* [Exercise instructions]:
Collect all lines below with the string "screenshot".
-------------------------
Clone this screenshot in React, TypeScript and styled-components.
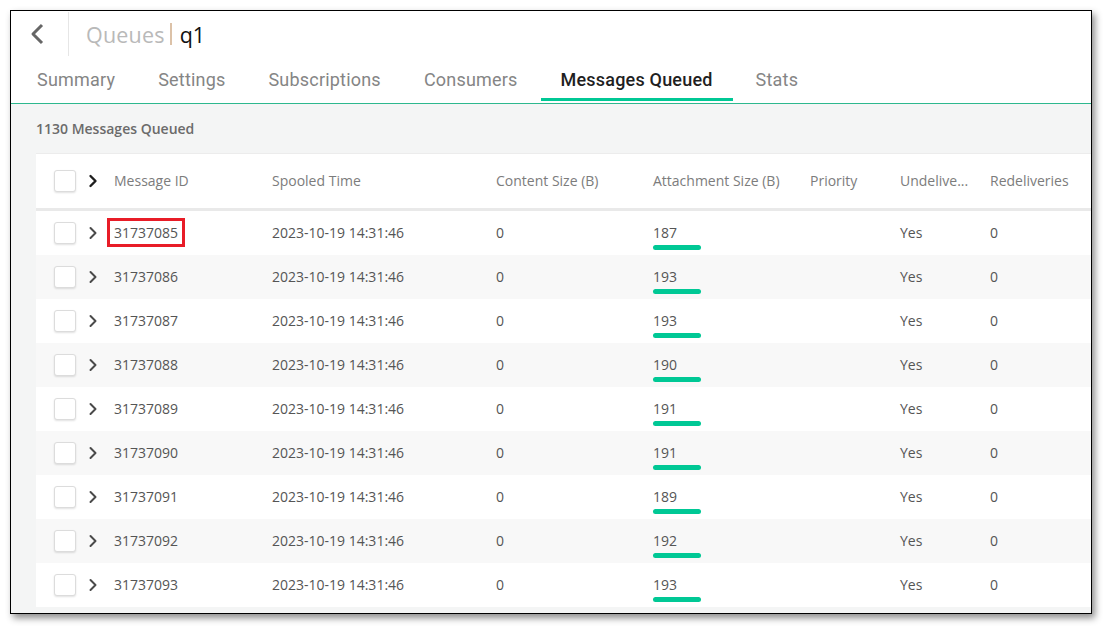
import React from 'react';
import styled, { createGlobalStyle } from 'styled-components';

const GREEN = '#00c895';

type Msg = { id: string; size: number };

const messages: Msg[] = [
  { id: '31737085', size: 187 },
  { id: '31737086', size: 193 },
  { id: '31737087', size: 193 },
  { id: '31737088', size: 190 },
  { id: '31737089', size: 191 },
  { id: '31737090', size: 191 },
  { id: '31737091', size: 189 },
  { id: '31737092', size: 192 },
  { id: '31737093', size: 193 },
];

const tabs = ['Summary', 'Settings', 'Subscriptions', 'Consumers', 'Messages Queued', 'Stats'];

const columns = [
  'Message ID',
  'Spooled Time',
  'Content Size (B)',
  'Attachment Size (B)',
  'Priority',
  'Undelive...',
  'Redeliveries',
];

const GlobalStyle = createGlobalStyle`
  html, body {
    margin: 0;
    padding: 0;
    background: #fff;
  }
  body {
    font-family: 'Open Sans', 'DejaVu Sans', sans-serif;
  }
`;

function Chevron({ dark }: { dark?: boolean }) {
  return (
    <svg width='10' height='14' viewBox='0 0 10 14'>
      <polyline
        points='2.5,2 7.5,7 2.5,12'
        fill='none'
        stroke={dark ? '#1e1e1e' : '#4a4a4a'}
        strokeWidth={dark ? 2.4 : 2}
        strokeLinecap='round'
        strokeLinejoin='round'
      />
    </svg>
  );
}

function App() {
  return (
    <Page>
      <GlobalStyle />
      <Frame>
        <Header>
          <BackButton>
            <svg width='16' height='22' viewBox='0 0 16 22'>
              <polyline
                points='12,2 3,11 12,20'
                fill='none'
                stroke='#666'
                strokeWidth='3'
                strokeLinejoin='round'
              />
            </svg>
          </BackButton>
          <Title>
            <Crumb>Queues</Crumb>
            <Divider />
            <QueueName>q1</QueueName>
          </Title>
        </Header>
        <TabBar>
          {tabs.map((t) => (
            <Tab key={t} active={t === 'Messages Queued'}>
              {t}
            </Tab>
          ))}
        </TabBar>
        <Content>
          <Count>1130 Messages Queued</Count>
          <Table>
            <HeadRow>
              <CheckCell>
                <Checkbox />
              </CheckCell>
              <ChevronCell>
                <Chevron dark />
              </ChevronCell>
              {columns.map((c) => (
                <HeadCell key={c}>{c}</HeadCell>
              ))}
            </HeadRow>
            {messages.map((m, i) => (
              <Row key={m.id} striped={i % 2 === 1}>
                <CheckCell>
                  <Checkbox />
                </CheckCell>
                <ChevronCell>
                  <Chevron />
                </ChevronCell>
                <Cell>
                  {i === 0 ? <Highlight>{m.id}</Highlight> : m.id}
                </Cell>
                <Cell>2023-10-19 14:31:46</Cell>
                <Cell>0</Cell>
                <SizeCell>
                  <span>{m.size}</span>
                  <SizeBar />
                </SizeCell>
                <Cell />
                <Cell>Yes</Cell>
                <Cell>0</Cell>
              </Row>
            ))}
          </Table>
        </Content>
      </Frame>
    </Page>
  );
}

const Page = styled.div`
  padding: 10px;
  width: 1106px;
  height: 627px;
  box-sizing: border-box;
`;

const Frame = styled.div`
  width: 1082px;
  height: 604px;
  box-sizing: border-box;
  border: 1px solid #000;
  box-shadow: 3px 4px 7px rgba(0, 0, 0, 0.45);
  background: #fff;
  overflow: hidden;
  display: flex;
  flex-direction: column;
`;

const Header = styled.div`
  display: flex;
  align-items: center;
  height: 46px;
`;

const BackButton = styled.div`
  width: 58px;
  height: 44px;
  display: flex;
  align-items: center;
  justify-content: center;
  padding-right: 4px;
  box-sizing: border-box;
  border-right: 1px solid #e6e6e6;
`;

const Title = styled.div`
  display: flex;
  align-items: center;
  padding-left: 17px;
  font-family: 'Open Sans', sans-serif;
  font-size: 21.5px;
`;

const Crumb = styled.span`
  color: #b9b9b9;
  letter-spacing: 0.2px;
`;

const Divider = styled.span`
  width: 2px;
  height: 22px;
  background: #dcc2a8;
  margin: 0 8px 0 5px;
`;

const QueueName = styled.span`
  color: #111;
`;

const TabBar = styled.div`
  display: flex;
  height: 47px;
  padding-left: 6px;
  gap: 3px;
  border-bottom: 1px solid #2db88e;
  box-sizing: border-box;
`;

const Tab = styled.div<{ active?: boolean }>`
  display: flex;
  align-items: center;
  padding: 3px 20px 0;
  margin-bottom: 2px;
  font-family: Roboto, sans-serif;
  font-size: 18px;
  letter-spacing: 0.2px;
  color: ${(p) => (p.active ? '#1f1f1f' : '#858585')};
  font-weight: ${(p) => (p.active ? 500 : 400)};
  border-bottom: 3px solid ${(p) => (p.active ? GREEN : 'transparent')};
`;

const Content = styled.div`
  flex: 1;
  background: #f4f5f5;
  padding-left: 25px;
  min-height: 0;
`;

const Count = styled.div`
  height: 49px;
  display: flex;
  align-items: center;
  font-size: 14px;
  font-weight: 600;
  color: #6b6b6b;
`;

const Table = styled.div`
  background: #fff;
  width: 1100px;
`;

const GRID = '22px 38px 158px 224px 157px 157px 90px 90px 120px';

const HeadRow = styled.div`
  display: grid;
  grid-template-columns: ${GRID};
  align-items: center;
  height: 54px;
  padding-left: 18px;
  border-top: 1px solid #ececec;
  border-bottom: 3px solid #e9e9e9;
`;

const Row = styled.div<{ striped?: boolean }>`
  display: grid;
  grid-template-columns: ${GRID};
  align-items: center;
  height: 44px;
  padding-left: 18px;
  background: ${(p) => (p.striped ? '#f8f8f8' : '#fff')};
`;

const CheckCell = styled.div`
  display: flex;
  align-items: center;
`;

const Checkbox = styled.div`
  width: 22px;
  height: 22px;
  box-sizing: border-box;
  border: 1px solid #dcdcdc;
  border-radius: 3px;
  background: #fff;
  box-shadow: 0 1px 2px rgba(0, 0, 0, 0.12);
`;

const ChevronCell = styled.div`
  display: flex;
  align-items: center;
  padding-left: 12px;
`;

const HeadCell = styled.div`
  font-size: 14px;
  color: #7c7c7c;
  white-space: nowrap;
  padding-bottom: 2px;
`;

const Cell = styled.div`
  font-size: 14px;
  color: #555;
  white-space: nowrap;
  line-height: 20px;
`;

const Highlight = styled.span`
  display: inline-block;
  line-height: 17px;
  padding: 3px 4px;
  margin: -3px -4px;
  outline: 3px solid #e81c27;
`;

const SizeCell = styled.div`
  display: flex;
  flex-direction: column;
  align-items: flex-start;
  padding-top: 7px;
  font-size: 14px;
  color: #555;
  line-height: 20px;
`;

const SizeBar = styled.div`
  width: 48px;
  height: 5px;
  margin-top: 2px;
  border-radius: 3px;
  background: ${GREEN};
`;

export default App;
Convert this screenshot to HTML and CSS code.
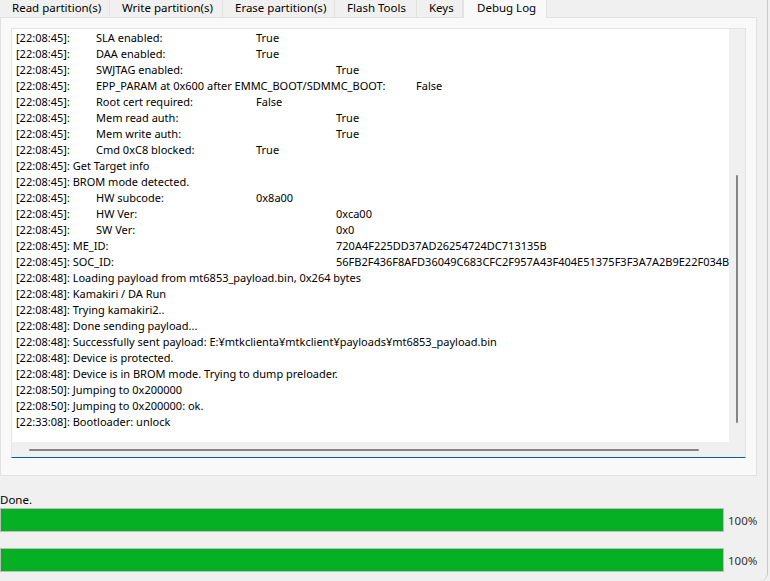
FILE: index.html
```html
<!DOCTYPE html>
<html lang="en">
<head>
    <meta charset="UTF-8">
    <meta name="viewport" content="width=device-width, initial-scale=1.0">
    <title>MTKClient - Debug Log</title>
    <link rel="stylesheet" href="styles.css">
</head>
<body>
    <div class="window">
        <div class="tabs">
            <div class="tab">Read partition(s)</div>
            <div class="tab">Write partition(s)</div>
            <div class="tab">Erase partition(s)</div>
            <div class="tab">Flash Tools</div>
            <div class="tab">Keys</div>
            <div class="tab active">Debug Log</div>
        </div>

        <div class="panel">
            <div class="log">
                <div class="log-text">
                    <div class="line"><span class="col w80">[22:08:45]:</span><span class="col w160">SLA enabled:</span>True</div>
                    <div class="line"><span class="col w80">[22:08:45]:</span><span class="col w160">DAA enabled:</span>True</div>
                    <div class="line"><span class="col w80">[22:08:45]:</span><span class="col w240">SWJTAG enabled:</span>True</div>
                    <div class="line"><span class="col w80">[22:08:45]:</span><span class="col w320">EPP_PARAM at 0x600 after EMMC_BOOT/SDMMC_BOOT:</span>False</div>
                    <div class="line"><span class="col w80">[22:08:45]:</span><span class="col w160">Root cert required:</span>False</div>
                    <div class="line"><span class="col w80">[22:08:45]:</span><span class="col w240">Mem read auth:</span>True</div>
                    <div class="line"><span class="col w80">[22:08:45]:</span><span class="col w240">Mem write auth:</span>True</div>
                    <div class="line"><span class="col w80">[22:08:45]:</span><span class="col w160">Cmd 0xC8 blocked:</span>True</div>
                    <div class="line">[22:08:45]: Get Target info</div>
                    <div class="line">[22:08:45]: BROM mode detected.</div>
                    <div class="line"><span class="col w80">[22:08:45]:</span><span class="col w160">HW subcode:</span>0x8a00</div>
                    <div class="line"><span class="col w80">[22:08:45]:</span><span class="col w240">HW Ver:</span>0xca00</div>
                    <div class="line"><span class="col w80">[22:08:45]:</span><span class="col w240">SW Ver:</span>0x0</div>
                    <div class="line"><span class="col w320">[22:08:45]: ME_ID:</span>720A4F225DD37AD26254724DC713135B</div>
                    <div class="line"><span class="col w320">[22:08:45]: SOC_ID:</span>56FB2F436F8AFD36049C683CFC2F957A43F404E51375F3F3A7A2B9E22F034B7</div>
                    <div class="line">[22:08:48]: Loading payload from mt6853_payload.bin, 0x264 bytes</div>
                    <div class="line">[22:08:48]: Kamakiri / DA Run</div>
                    <div class="line">[22:08:48]: Trying kamakiri2..</div>
                    <div class="line">[22:08:48]: Done sending payload...</div>
                    <div class="line">[22:08:48]: Successfully sent payload: E:¥mtkclienta¥mtkclient¥payloads¥mt6853_payload.bin</div>
                    <div class="line">[22:08:48]: Device is protected.</div>
                    <div class="line">[22:08:48]: Device is in BROM mode. Trying to dump preloader.</div>
                    <div class="line">[22:08:50]: Jumping to 0x200000</div>
                    <div class="line">[22:08:50]: Jumping to 0x200000: ok.</div>
                    <div class="line">[22:33:08]: Bootloader: unlock</div>
                </div>
                <div class="vscroll"><div class="vthumb"></div></div>
                <div class="hscroll"><div class="hthumb"></div></div>
                <div class="corner"></div>
            </div>
        </div>

        <div class="footer">
            <p class="status">Done.</p>
            <div class="progress-row">
                <div class="progress"><div class="progress-fill" style="width: 100%"></div></div>
                <span class="progress-label">100%</span>
            </div>
            <div class="progress-row">
                <div class="progress"><div class="progress-fill" style="width: 100%"></div></div>
                <span class="progress-label">100%</span>
            </div>
        </div>
    </div>
</body>
</html>
```

FILE: styles.css
```css
* {
    margin: 0;
    padding: 0;
    box-sizing: border-box;
}

body {
    font-family: 'Noto Sans', 'Liberation Sans', sans-serif;
    font-size: 11px;
    color: #000;
    background-color: #f0f0f0;
    width: 770px;
    height: 581px;
    overflow: hidden;
}

.window {
    width: 768px;
    height: 581px;
    border-right: 1px solid #c8c8c8;
    border-bottom-right-radius: 8px;
}

/* Tab strip */
.tabs {
    display: flex;
    height: 17px;
    position: relative;
    z-index: 1;
}

.tab {
    padding: 0 12px;
    line-height: 16px;
    height: 17px;
    font-size: 11.5px;
    border-right: 1px solid #e2e2e2;
    white-space: nowrap;
}

.tab:nth-child(1) { width: 110px; }
.tab:nth-child(2) { width: 113px; }
.tab:nth-child(3) { width: 112px; }
.tab:nth-child(4) { width: 82px; }
.tab:nth-child(5) { width: 46px; }

.tab.active {
    width: 84px;
    padding-left: 13px;
    height: 18px;
    background-color: #f9f9f9;
    border: 1px solid #e2e2e2;
    border-top: none;
    border-bottom: none;
}

/* Tab page */
.panel {
    width: 757px;
    height: 459px;
    background-color: #f9f9f9;
    border: 1px solid #e2e2e2;
    padding: 10px 0 0 10px;
}

.log {
    width: 735px;
    height: 430px;
    display: grid;
    grid-template-columns: 1fr 16px;
    grid-template-rows: 1fr 15px;
    border: 1px solid #e3e3e3;
    border-bottom: 1px solid #005fb8;
}

.log-text {
    background-color: #fff;
    padding: 1px 0 0 4px;
    line-height: 16px;
    overflow: hidden;
}

.line {
    white-space: nowrap;
}

.col {
    display: inline-block;
}

.w80 { width: 80px; }
.w160 { width: 160px; }
.w240 { width: 240px; }
.w320 { width: 320px; }

.vscroll {
    background-color: #f0f0f0;
    padding: 146px 0 0 7px;
}

.vthumb {
    width: 2px;
    height: 248px;
    background-color: #858585;
    border-radius: 1px;
}

.hscroll {
    background-color: #f0f0f0;
    padding: 7px 0 0 17px;
}

.hthumb {
    width: 670px;
    height: 2px;
    background-color: #858585;
    border-radius: 1px;
}

.corner {
    background-color: #f0f0f0;
}

/* Status and progress */
.footer {
    padding-top: 16px;
}

.status {
    line-height: 16px;
    font-size: 11.5px;
}

.progress-row {
    display: flex;
    align-items: center;
    margin-bottom: 16px;
}

.progress {
    width: 724px;
    height: 24px;
    border: 1px solid #bcbcbc;
    background-color: #e6e6e6;
}

.progress-fill {
    height: 100%;
    background-color: #06b025;
}

.progress-label {
    margin-left: 4px;
    font-size: 11.5px;
    color: #333;
}
```
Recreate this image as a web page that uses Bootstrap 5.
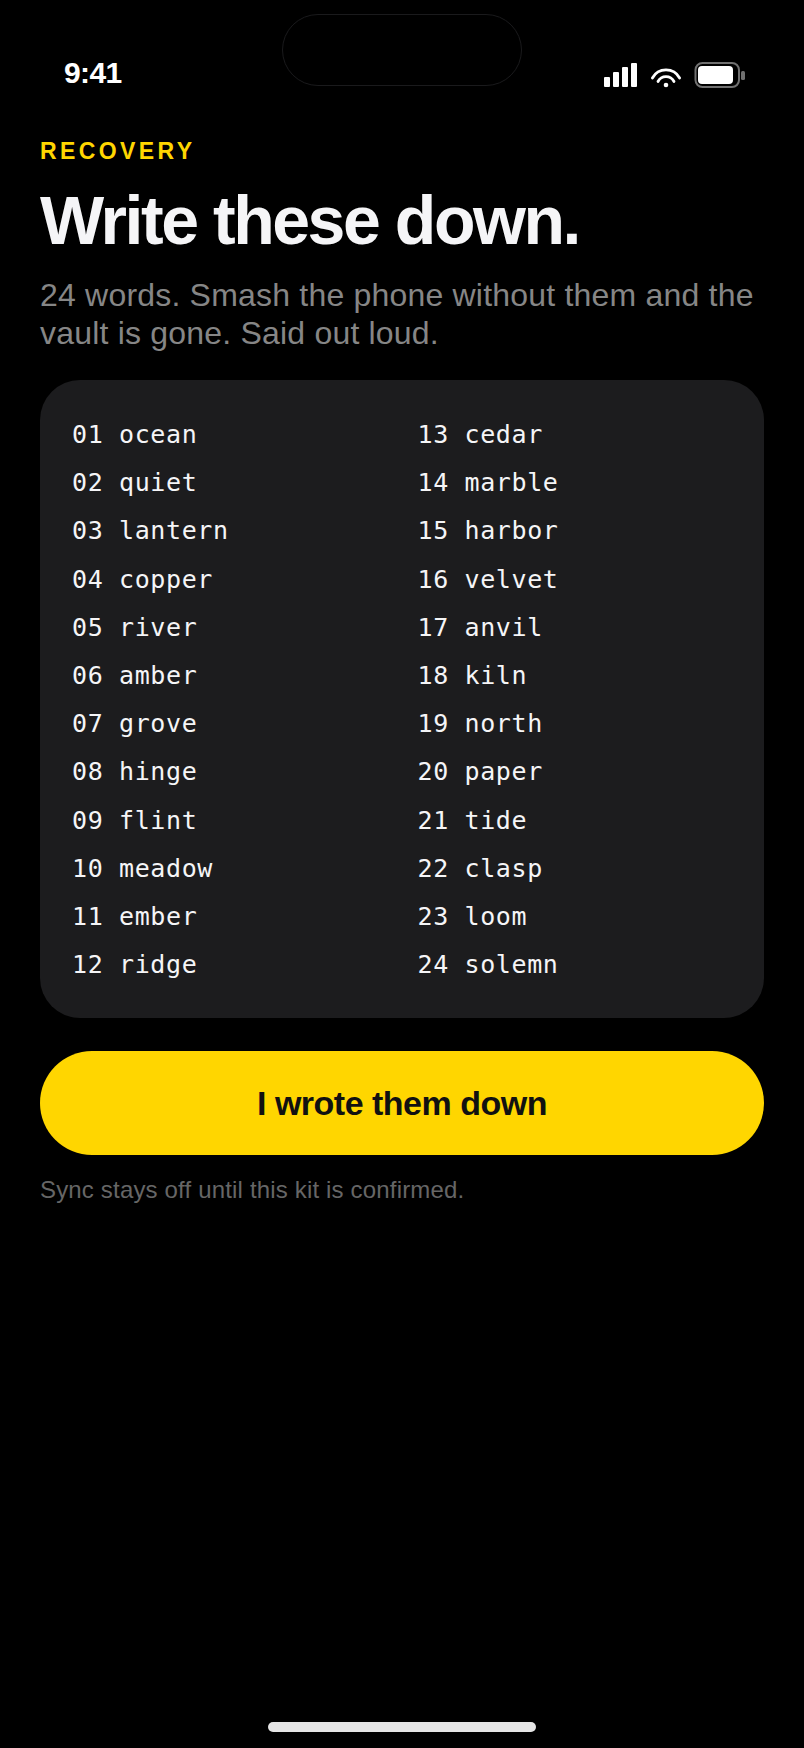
-------------------------
* [Full response]:
Clone this screenshot in React, TypeScript and styled-components.
Convert this screenshot to HTML and CSS code.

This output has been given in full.